Copy all lines in which the word "screenshot" can be found.

━━━━

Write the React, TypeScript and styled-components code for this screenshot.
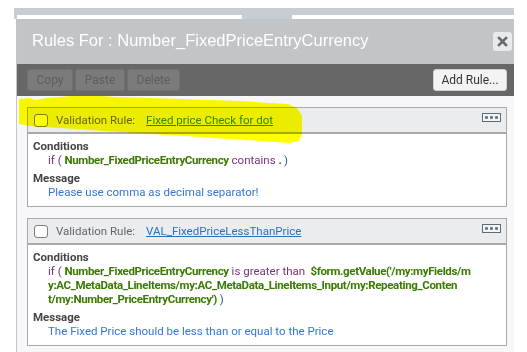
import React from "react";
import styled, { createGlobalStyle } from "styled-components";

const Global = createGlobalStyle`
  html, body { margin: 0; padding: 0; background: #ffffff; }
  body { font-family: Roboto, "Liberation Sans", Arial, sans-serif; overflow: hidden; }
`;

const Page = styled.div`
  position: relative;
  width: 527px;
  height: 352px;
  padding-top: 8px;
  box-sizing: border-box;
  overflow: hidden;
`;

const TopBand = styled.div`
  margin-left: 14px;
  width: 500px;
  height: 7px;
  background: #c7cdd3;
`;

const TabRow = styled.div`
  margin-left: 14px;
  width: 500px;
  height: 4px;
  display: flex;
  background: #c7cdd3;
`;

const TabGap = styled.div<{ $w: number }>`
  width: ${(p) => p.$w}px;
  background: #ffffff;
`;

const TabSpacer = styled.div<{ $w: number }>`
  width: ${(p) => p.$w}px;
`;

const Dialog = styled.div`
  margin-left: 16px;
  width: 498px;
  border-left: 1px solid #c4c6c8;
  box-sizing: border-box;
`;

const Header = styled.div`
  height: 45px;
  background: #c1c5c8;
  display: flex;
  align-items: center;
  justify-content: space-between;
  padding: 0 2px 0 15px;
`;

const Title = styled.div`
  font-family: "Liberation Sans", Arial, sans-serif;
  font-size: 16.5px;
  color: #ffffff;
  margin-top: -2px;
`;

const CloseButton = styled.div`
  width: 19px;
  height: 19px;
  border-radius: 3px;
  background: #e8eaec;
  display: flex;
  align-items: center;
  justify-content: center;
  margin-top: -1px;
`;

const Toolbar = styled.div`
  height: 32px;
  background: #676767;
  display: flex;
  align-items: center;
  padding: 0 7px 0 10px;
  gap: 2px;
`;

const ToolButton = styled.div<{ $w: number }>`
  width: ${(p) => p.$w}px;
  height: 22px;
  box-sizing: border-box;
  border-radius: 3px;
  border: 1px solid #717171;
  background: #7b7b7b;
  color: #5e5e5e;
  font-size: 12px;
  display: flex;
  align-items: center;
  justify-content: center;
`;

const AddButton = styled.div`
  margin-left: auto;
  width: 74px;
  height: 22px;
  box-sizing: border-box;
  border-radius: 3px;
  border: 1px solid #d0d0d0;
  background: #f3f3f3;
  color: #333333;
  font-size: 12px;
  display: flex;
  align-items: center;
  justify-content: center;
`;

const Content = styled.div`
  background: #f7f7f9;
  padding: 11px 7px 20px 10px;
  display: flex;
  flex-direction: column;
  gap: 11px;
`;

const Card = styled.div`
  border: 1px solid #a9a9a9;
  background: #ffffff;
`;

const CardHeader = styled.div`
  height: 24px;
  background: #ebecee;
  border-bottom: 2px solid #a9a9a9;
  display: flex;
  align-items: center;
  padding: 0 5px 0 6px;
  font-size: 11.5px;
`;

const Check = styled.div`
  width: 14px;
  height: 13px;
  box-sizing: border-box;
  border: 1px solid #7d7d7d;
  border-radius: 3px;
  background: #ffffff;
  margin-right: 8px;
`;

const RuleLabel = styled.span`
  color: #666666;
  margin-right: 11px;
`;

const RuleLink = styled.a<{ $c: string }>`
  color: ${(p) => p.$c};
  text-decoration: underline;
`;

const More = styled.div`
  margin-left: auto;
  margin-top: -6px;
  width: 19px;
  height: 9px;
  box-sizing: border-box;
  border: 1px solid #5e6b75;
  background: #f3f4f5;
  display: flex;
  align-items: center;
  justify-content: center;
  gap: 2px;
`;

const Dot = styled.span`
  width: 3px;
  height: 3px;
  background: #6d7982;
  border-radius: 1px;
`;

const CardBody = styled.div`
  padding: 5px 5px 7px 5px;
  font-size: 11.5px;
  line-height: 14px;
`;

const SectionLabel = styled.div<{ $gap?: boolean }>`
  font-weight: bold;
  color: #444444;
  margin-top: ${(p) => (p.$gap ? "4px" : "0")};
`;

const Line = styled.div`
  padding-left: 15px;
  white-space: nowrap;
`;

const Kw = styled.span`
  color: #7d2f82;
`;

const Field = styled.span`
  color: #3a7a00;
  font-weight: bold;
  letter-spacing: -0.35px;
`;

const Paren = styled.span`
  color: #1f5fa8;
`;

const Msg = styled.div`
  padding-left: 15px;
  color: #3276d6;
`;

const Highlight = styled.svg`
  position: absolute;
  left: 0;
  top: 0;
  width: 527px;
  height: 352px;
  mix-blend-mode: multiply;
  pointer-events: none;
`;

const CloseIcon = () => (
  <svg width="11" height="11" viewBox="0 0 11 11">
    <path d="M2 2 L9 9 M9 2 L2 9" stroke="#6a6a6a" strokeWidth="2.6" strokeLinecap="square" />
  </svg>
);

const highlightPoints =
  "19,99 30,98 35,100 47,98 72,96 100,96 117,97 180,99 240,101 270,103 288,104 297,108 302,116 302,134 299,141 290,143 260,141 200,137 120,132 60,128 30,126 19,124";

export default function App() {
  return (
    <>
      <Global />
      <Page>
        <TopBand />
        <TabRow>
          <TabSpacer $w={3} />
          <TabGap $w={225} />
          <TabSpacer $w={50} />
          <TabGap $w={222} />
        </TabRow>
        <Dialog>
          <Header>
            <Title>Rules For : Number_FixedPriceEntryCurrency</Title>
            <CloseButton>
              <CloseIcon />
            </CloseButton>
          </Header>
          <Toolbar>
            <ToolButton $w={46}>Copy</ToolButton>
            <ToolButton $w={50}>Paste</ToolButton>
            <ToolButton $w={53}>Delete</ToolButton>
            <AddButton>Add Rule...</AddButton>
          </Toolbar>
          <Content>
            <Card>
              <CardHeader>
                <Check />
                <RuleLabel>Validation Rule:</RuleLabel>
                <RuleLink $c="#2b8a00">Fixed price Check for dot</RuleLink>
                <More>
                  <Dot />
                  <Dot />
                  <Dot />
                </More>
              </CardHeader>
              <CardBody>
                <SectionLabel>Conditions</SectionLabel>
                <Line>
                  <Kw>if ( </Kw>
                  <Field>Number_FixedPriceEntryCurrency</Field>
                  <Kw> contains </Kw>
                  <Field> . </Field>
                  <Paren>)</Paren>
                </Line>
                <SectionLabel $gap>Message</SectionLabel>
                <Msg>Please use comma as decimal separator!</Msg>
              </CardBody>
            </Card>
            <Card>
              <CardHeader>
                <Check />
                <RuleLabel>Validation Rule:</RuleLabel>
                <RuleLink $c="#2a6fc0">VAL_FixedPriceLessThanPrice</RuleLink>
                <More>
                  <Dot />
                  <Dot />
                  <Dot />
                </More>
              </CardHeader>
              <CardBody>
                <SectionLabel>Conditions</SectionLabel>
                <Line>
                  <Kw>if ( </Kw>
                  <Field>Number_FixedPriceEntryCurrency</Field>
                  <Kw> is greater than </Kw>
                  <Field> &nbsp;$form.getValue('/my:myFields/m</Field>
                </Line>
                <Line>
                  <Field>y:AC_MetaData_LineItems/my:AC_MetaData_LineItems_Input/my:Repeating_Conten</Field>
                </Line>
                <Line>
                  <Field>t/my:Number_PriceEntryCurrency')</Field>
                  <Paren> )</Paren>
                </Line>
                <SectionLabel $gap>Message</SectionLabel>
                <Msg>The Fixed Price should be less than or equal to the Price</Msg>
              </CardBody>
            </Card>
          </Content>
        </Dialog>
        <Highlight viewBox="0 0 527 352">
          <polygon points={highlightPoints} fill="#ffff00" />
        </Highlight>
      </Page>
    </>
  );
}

━━━━

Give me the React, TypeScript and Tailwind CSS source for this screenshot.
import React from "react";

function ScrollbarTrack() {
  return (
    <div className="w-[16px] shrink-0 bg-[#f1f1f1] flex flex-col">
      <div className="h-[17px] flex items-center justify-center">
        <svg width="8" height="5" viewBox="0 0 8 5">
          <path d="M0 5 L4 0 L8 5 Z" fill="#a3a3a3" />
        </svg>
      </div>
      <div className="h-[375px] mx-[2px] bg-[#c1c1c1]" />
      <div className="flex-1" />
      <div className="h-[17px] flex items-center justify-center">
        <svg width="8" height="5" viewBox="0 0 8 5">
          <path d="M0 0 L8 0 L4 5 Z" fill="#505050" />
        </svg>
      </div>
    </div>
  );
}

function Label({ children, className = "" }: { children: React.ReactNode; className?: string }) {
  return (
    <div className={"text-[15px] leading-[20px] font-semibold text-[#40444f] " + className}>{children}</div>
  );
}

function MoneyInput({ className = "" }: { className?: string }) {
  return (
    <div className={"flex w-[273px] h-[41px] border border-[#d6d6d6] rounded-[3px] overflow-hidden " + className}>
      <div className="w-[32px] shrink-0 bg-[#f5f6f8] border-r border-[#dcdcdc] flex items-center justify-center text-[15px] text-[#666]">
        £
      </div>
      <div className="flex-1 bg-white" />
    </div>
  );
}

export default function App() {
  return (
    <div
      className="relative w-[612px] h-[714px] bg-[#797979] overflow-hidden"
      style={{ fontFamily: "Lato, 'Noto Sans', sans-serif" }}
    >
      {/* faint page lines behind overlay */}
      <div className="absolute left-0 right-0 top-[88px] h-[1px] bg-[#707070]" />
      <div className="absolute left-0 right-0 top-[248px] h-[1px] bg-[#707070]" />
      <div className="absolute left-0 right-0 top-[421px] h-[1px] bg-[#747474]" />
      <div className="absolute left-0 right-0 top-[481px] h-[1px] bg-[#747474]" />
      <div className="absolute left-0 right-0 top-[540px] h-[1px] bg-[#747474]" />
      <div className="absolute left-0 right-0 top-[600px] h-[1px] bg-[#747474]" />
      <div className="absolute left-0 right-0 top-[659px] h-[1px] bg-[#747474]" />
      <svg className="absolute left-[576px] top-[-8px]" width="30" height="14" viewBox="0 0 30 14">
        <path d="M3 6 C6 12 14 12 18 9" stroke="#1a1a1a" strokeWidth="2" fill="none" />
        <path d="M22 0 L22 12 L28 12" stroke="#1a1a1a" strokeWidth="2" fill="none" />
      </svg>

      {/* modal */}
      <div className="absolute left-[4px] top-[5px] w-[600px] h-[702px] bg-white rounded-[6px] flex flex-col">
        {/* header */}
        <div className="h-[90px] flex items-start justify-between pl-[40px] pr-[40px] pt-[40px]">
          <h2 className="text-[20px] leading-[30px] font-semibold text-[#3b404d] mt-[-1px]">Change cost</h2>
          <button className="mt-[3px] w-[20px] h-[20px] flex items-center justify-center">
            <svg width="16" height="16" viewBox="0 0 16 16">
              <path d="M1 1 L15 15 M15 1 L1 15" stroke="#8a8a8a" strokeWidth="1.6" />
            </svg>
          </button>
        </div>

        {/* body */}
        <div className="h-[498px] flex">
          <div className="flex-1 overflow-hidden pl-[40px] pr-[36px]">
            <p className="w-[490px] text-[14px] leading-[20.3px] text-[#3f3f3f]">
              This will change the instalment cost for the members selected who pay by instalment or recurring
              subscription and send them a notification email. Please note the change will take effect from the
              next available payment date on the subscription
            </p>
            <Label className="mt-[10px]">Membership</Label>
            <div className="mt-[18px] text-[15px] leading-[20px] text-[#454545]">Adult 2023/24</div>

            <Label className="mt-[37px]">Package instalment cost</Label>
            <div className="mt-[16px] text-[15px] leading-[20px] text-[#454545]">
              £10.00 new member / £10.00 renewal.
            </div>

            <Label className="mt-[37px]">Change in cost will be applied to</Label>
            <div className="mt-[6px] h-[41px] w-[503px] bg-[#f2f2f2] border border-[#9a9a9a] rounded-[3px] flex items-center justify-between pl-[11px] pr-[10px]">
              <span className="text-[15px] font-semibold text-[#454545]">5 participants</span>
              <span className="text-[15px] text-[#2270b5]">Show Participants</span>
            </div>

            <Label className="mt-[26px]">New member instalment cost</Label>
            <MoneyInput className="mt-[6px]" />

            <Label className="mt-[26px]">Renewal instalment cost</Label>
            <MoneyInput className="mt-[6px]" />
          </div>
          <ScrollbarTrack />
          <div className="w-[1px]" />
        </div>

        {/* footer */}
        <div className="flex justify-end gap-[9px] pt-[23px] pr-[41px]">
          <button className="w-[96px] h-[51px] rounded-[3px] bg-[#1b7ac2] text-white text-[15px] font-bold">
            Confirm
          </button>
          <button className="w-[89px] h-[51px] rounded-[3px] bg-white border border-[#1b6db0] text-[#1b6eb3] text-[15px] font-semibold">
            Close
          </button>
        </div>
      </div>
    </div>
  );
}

━━━━

◆ **Result below**
Write the React, TypeScript and styled-components code for this screenshot.
Give me the React, TypeScript and Tailwind CSS source for this screenshot.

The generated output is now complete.